▶ **Goal**: Sift the material for lines containing "styles", and return them.

--- Begin Given information ---

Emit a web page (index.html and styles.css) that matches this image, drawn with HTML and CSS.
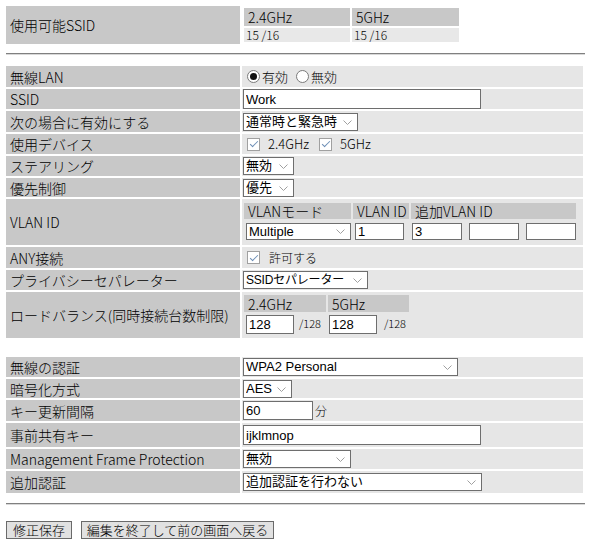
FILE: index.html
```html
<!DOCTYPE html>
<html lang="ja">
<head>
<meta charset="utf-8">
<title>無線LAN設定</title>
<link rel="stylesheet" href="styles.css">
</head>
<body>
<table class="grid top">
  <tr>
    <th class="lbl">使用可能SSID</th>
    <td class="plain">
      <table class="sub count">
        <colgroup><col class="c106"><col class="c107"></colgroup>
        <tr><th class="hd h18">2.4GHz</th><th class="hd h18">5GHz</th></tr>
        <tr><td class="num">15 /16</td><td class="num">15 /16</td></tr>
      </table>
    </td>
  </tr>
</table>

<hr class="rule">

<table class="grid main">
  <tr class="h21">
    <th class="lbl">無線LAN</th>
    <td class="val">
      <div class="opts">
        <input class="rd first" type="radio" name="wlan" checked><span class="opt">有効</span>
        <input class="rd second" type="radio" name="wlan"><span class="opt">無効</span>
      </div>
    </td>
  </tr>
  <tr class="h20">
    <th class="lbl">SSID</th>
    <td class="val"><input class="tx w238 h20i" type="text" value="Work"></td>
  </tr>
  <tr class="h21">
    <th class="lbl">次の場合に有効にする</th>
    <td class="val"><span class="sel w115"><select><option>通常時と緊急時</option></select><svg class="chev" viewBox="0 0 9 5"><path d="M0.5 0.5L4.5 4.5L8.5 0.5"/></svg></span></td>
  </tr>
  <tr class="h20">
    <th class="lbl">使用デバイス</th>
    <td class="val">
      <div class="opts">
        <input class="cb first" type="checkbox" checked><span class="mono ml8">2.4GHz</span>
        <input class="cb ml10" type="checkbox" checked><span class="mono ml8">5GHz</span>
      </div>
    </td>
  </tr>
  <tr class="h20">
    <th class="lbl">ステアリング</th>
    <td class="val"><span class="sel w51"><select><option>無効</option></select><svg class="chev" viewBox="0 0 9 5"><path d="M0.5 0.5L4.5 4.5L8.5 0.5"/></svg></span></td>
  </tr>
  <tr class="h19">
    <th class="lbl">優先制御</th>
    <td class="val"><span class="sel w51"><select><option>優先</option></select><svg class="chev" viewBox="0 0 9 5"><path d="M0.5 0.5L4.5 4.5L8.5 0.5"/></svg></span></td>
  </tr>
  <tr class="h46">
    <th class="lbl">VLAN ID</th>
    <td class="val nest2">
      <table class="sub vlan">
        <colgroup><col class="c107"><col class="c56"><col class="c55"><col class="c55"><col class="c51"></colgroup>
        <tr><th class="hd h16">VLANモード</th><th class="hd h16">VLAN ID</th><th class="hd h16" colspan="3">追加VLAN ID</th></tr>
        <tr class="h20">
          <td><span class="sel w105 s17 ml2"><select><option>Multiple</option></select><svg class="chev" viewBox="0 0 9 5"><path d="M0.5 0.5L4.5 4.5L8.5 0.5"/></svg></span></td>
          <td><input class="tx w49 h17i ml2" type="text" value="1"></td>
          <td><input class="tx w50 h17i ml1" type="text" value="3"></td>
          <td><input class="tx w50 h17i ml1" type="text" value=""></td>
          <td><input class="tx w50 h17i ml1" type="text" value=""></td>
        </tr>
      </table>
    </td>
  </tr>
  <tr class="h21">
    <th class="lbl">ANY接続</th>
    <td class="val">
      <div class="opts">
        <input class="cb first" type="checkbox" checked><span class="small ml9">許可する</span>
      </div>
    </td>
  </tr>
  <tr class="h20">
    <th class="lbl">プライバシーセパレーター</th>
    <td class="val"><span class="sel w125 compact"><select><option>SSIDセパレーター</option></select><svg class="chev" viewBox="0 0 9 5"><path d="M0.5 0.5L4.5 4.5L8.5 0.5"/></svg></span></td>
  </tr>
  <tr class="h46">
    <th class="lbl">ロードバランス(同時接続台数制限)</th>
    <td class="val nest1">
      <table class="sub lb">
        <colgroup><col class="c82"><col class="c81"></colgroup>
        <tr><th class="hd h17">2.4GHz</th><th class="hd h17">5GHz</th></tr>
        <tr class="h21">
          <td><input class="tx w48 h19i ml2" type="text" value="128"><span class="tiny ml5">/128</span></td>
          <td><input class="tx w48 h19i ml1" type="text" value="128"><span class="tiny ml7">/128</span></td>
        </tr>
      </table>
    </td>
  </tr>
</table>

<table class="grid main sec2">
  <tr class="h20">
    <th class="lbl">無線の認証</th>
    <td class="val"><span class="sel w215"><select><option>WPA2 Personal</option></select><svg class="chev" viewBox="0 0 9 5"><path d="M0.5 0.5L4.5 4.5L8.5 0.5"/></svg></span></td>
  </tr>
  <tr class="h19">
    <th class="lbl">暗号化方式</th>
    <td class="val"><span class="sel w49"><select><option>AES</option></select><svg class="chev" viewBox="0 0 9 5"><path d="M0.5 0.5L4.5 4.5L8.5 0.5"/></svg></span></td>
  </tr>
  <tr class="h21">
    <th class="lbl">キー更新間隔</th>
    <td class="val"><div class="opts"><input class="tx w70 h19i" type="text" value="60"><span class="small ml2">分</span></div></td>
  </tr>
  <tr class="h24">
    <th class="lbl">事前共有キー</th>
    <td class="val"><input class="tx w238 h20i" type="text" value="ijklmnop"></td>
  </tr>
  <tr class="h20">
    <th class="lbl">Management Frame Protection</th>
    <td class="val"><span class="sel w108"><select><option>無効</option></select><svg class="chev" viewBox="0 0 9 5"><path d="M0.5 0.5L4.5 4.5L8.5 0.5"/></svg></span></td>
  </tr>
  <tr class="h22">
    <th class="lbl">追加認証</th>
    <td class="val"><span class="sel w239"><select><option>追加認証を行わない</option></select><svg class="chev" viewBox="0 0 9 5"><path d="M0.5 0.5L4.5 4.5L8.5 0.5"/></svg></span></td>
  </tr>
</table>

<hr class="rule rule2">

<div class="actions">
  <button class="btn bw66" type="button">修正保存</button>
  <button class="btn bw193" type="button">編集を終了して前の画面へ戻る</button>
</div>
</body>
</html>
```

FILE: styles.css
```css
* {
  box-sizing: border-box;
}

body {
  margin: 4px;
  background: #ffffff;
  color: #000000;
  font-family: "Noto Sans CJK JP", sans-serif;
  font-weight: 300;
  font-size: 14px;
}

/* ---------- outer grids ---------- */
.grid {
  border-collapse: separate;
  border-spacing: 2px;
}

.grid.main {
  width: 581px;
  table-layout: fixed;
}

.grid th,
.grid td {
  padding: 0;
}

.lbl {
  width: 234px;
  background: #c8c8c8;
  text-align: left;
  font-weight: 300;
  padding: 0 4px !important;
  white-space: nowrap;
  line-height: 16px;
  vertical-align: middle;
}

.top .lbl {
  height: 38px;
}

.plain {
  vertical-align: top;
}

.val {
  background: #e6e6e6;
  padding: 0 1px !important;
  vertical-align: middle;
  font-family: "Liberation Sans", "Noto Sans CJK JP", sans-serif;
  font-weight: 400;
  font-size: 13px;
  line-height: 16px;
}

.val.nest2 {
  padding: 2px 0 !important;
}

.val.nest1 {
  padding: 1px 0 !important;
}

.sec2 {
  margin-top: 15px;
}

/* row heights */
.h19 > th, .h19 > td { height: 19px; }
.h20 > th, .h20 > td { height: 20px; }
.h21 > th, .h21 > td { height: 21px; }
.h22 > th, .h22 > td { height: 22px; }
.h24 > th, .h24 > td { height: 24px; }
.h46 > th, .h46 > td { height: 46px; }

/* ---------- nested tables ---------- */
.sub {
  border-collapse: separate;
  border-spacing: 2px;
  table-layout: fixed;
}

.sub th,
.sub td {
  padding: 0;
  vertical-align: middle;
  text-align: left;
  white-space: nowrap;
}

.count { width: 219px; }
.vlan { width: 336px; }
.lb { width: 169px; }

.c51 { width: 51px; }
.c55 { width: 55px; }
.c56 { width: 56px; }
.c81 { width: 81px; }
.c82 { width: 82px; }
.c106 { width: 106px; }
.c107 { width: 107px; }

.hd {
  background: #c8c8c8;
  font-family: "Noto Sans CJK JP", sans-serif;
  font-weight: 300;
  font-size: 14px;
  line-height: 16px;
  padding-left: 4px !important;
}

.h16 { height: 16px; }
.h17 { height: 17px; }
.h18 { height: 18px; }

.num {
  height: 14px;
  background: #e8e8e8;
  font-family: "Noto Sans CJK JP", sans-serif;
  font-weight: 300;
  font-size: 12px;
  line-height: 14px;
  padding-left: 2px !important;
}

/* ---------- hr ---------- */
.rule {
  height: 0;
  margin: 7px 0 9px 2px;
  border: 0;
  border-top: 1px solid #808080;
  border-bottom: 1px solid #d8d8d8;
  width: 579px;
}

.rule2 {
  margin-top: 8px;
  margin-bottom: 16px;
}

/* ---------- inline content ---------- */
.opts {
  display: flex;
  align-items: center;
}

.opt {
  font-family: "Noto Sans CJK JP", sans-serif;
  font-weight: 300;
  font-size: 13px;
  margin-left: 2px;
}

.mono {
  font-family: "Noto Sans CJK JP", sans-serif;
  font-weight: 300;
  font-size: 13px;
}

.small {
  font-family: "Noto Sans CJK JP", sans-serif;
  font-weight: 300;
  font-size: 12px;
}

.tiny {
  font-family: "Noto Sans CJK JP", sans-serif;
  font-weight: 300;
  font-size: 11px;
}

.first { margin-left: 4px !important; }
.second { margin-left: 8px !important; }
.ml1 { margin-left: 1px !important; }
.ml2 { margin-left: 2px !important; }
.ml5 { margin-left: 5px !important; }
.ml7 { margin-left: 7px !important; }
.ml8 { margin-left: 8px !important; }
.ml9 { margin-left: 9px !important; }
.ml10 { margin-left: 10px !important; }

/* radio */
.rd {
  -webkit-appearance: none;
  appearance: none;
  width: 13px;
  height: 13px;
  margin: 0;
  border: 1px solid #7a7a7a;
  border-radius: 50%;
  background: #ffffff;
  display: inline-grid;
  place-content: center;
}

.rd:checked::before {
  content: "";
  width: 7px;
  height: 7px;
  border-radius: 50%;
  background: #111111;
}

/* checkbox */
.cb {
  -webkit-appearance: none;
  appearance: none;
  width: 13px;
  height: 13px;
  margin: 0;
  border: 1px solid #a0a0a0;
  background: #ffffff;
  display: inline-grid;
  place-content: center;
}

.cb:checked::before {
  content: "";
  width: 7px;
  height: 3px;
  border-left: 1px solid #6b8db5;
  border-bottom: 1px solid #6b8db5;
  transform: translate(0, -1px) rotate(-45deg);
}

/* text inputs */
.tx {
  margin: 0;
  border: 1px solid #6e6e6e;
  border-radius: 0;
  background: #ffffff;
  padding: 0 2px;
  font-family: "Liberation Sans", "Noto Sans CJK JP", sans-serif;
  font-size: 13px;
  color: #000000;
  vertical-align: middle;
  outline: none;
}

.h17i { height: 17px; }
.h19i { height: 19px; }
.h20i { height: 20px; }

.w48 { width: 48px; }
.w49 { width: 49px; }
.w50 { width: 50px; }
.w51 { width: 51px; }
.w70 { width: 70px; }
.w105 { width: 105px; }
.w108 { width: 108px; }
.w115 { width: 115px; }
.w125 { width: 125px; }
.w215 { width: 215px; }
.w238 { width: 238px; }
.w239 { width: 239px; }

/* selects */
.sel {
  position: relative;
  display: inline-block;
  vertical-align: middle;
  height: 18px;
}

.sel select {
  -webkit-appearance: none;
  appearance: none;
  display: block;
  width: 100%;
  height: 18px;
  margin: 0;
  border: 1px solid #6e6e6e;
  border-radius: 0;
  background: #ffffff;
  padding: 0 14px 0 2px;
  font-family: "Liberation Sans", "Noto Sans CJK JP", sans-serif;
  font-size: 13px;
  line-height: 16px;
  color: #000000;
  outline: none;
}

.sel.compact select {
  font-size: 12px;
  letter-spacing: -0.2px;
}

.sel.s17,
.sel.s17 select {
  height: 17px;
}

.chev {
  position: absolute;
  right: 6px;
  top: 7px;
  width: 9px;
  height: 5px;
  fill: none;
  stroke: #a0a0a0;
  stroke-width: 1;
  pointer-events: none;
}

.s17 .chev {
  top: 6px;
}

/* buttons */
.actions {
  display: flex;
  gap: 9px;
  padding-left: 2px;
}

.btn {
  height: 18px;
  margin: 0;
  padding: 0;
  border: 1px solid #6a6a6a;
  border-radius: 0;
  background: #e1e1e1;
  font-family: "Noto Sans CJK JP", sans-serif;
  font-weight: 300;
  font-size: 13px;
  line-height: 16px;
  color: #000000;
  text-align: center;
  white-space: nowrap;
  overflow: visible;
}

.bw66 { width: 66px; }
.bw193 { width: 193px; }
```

--- End Given information ---

▶ **Answer for this exercise**:
Emit a web page (index.html and styles.css) that matches this image, drawn with HTML and CSS.
<link rel="stylesheet" href="styles.css">
FILE: styles.css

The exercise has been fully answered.